If thou doest well, shalt thou not be accepted? and if thou doest not well, sin lieth at the door. And unto thee shall be his desire, and thou shalt rule over him.
And Cain talked with Abel his brother: and it came to pass, when they were in the field, that Cain rose up against Abel his brother, and slew him.
And the LORD said unto Cain, Where is Abel thy brother? And he said, I know not: Am I my brother’s keeper?
And he said, What hast thou done? the voice of thy brother’s blood crieth unto me from the ground.
And now art thou cursed from the earth, which hath opened her mouth to receive thy brother’s blood from thy hand;
When thou tillest the ground, it shall not henceforth yield unto thee her strength; a fugitive and a vagabond shalt thou be in the earth.
And Cain said unto the LORD, My punishment is greater than I can bear.
Behold, thou hast driven me out this day from the face of the earth; and from thy face shall I be hid; and I shall be a fugitive and a vagabond in the earth; and it shall come to pass, that every one that findeth me shall slay me.
And the LORD said unto him, Therefore whosoever slayeth Cain, vengeance shall be taken on him sevenfold. And the LORD set a mark upon Cain, lest any finding him should kill him.
And Cain went out from the presence of the LORD, and dwelt in the land of Nod, on the east of Eden.

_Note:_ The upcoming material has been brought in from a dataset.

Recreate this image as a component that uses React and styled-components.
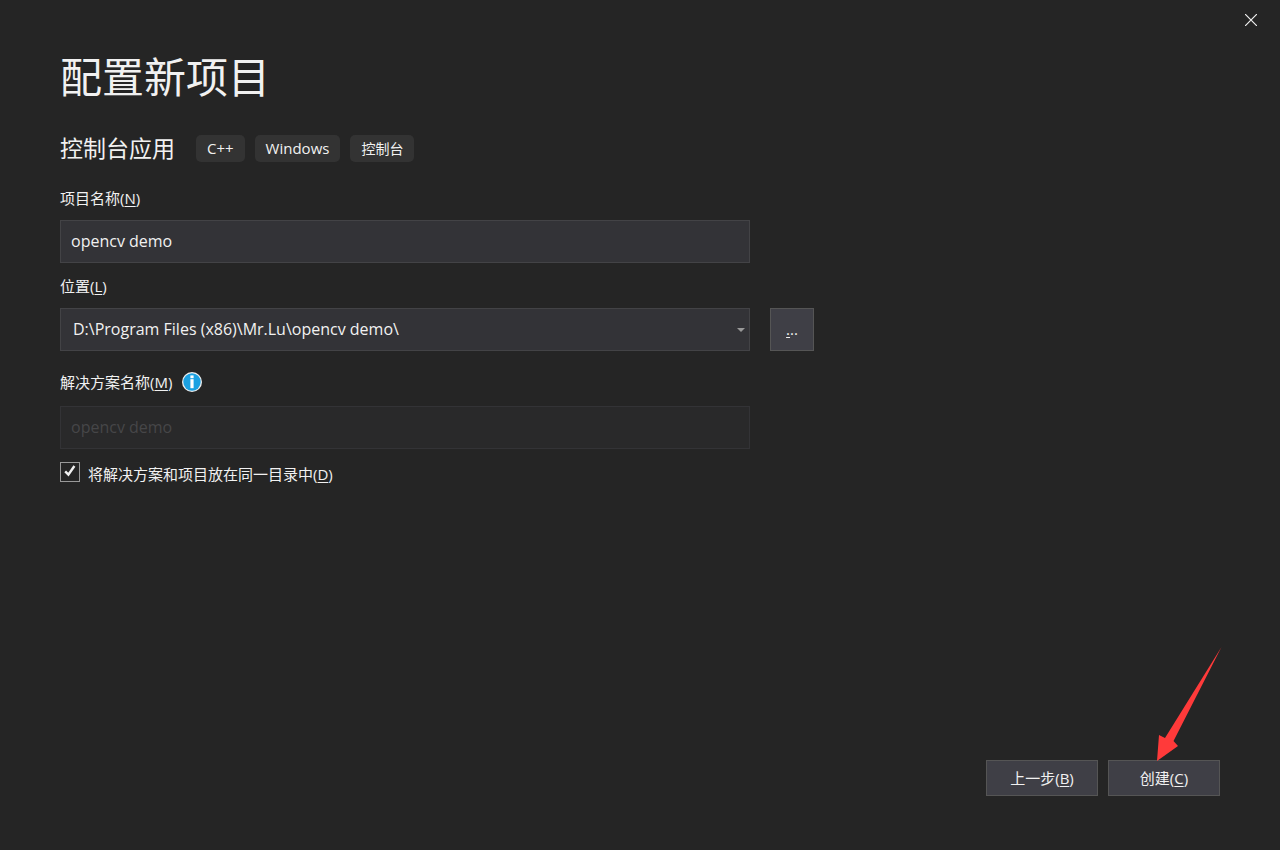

The bible refers to the word hubris as pride. Cain was filled with pride. Narcissism is the word for today. My word is cainism. Whether you call it pride, hubris, narcissism or cainism, Cains all suffer from the same disorder—a grandiose self-perception wich reduces other people to things. If you are a “thing”, you have no rights. Cain can trample on you without guilt.